*PROMPT*. In the material below, find all lines with the string "TypeScript" and copy them.

--- start PROVIDED DATA ---

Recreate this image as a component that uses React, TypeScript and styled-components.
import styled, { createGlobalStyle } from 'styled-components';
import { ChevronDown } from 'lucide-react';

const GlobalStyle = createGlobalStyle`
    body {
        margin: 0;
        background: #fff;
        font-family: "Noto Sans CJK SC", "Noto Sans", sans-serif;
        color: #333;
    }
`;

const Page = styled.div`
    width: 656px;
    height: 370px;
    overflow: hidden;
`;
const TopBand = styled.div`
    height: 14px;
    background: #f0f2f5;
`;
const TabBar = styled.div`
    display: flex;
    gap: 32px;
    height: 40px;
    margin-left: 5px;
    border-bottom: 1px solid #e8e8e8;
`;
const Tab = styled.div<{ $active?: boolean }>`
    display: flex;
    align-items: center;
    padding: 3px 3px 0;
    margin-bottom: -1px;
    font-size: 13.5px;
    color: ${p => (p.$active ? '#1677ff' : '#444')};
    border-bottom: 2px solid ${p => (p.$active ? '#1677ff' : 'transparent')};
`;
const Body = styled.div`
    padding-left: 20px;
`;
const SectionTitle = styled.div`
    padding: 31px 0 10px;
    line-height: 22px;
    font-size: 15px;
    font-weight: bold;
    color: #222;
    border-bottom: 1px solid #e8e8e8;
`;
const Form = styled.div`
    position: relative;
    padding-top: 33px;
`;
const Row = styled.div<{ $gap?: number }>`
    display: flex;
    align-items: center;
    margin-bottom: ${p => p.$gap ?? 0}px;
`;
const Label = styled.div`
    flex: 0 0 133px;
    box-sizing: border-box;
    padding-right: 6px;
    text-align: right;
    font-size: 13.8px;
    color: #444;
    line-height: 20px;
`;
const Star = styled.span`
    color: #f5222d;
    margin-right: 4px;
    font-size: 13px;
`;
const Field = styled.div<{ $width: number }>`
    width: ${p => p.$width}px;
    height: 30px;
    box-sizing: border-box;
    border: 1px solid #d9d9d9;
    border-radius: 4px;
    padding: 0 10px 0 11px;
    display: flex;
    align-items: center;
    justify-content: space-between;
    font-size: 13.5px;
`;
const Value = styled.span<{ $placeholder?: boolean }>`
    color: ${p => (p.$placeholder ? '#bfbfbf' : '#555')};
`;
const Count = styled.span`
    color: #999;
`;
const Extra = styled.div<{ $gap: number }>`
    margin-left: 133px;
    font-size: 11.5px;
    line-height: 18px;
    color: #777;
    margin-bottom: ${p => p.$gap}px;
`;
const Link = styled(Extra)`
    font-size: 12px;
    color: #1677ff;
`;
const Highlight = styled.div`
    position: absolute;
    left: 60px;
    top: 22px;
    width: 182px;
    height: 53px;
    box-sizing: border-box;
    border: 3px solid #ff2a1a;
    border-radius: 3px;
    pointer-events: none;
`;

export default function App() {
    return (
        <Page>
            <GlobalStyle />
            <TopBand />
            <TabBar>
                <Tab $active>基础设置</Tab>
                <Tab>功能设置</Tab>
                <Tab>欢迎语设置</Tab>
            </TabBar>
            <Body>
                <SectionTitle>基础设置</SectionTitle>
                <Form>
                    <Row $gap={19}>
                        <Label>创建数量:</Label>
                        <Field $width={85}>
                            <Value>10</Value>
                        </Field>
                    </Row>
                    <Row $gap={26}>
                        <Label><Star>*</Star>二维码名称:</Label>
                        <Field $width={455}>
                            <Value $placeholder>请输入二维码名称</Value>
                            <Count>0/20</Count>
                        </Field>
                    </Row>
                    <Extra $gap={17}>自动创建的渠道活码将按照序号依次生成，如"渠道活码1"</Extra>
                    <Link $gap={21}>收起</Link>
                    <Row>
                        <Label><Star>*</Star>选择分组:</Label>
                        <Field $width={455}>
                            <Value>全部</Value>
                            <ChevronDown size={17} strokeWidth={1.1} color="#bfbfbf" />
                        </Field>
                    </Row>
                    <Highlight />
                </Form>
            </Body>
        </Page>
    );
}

--- end PROVIDED DATA ---
--- start PROVIDED DATA ---

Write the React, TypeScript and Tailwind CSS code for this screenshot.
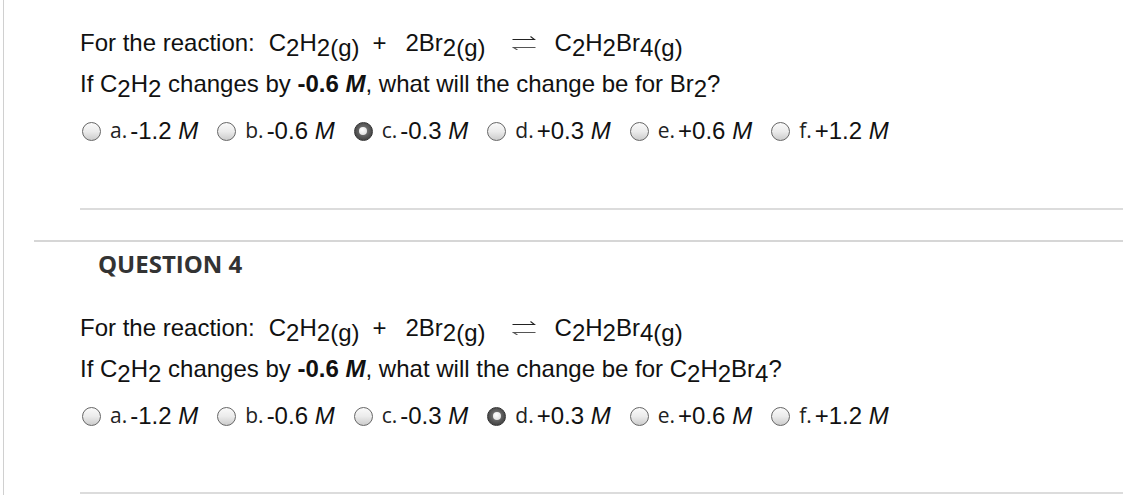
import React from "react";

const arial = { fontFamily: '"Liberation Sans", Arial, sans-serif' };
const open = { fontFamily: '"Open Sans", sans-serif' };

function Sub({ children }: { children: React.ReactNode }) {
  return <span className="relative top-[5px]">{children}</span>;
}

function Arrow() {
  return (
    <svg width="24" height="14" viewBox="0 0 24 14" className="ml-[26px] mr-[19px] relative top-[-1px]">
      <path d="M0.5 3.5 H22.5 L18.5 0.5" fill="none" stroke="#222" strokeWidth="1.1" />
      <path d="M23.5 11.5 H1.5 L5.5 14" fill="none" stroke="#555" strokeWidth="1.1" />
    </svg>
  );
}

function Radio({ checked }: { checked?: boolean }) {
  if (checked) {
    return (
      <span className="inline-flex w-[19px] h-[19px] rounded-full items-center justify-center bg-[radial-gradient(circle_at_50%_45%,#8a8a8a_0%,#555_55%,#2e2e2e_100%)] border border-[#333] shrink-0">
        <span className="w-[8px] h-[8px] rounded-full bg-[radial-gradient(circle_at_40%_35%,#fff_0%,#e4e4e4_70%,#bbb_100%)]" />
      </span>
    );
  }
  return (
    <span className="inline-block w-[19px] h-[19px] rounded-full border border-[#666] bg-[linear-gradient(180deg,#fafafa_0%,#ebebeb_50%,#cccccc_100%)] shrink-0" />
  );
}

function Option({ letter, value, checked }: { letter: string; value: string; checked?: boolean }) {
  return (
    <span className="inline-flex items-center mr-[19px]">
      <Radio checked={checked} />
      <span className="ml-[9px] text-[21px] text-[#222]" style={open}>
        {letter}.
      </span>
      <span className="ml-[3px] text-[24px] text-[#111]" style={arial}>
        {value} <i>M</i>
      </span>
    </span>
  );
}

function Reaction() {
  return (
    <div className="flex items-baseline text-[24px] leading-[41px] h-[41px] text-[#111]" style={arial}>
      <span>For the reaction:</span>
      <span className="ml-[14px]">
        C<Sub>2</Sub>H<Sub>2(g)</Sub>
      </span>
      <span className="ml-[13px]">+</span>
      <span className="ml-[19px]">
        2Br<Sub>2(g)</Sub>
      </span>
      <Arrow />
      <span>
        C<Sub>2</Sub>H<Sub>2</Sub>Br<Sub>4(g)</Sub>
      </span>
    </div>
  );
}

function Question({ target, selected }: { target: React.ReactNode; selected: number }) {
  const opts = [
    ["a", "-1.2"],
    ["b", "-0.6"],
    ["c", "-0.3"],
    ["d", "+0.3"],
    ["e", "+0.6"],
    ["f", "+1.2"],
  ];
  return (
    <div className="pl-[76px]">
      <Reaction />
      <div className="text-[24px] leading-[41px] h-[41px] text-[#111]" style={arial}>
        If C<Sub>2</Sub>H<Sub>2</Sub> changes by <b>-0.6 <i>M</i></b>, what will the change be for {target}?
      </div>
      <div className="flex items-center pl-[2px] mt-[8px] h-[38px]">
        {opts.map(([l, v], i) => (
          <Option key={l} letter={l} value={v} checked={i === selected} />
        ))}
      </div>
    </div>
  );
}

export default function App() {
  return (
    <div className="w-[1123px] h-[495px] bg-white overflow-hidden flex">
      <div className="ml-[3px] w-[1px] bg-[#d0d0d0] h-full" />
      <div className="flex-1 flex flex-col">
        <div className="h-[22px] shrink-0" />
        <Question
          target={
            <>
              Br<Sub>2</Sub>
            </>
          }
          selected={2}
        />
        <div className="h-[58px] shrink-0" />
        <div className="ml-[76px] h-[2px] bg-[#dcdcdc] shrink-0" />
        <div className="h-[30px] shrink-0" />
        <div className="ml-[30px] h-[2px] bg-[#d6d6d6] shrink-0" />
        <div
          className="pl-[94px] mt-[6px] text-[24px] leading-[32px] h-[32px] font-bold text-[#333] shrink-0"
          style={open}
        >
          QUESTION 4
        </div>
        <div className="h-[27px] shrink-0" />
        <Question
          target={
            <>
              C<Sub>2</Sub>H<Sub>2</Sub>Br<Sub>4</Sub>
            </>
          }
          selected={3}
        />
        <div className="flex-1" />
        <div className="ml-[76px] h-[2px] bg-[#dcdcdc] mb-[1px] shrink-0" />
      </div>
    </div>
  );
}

--- end PROVIDED DATA ---

*ANSWER FOR THE TASK*.
Recreate this image as a component that uses React, TypeScript and styled-components.
Write the React, TypeScript and Tailwind CSS code for this screenshot.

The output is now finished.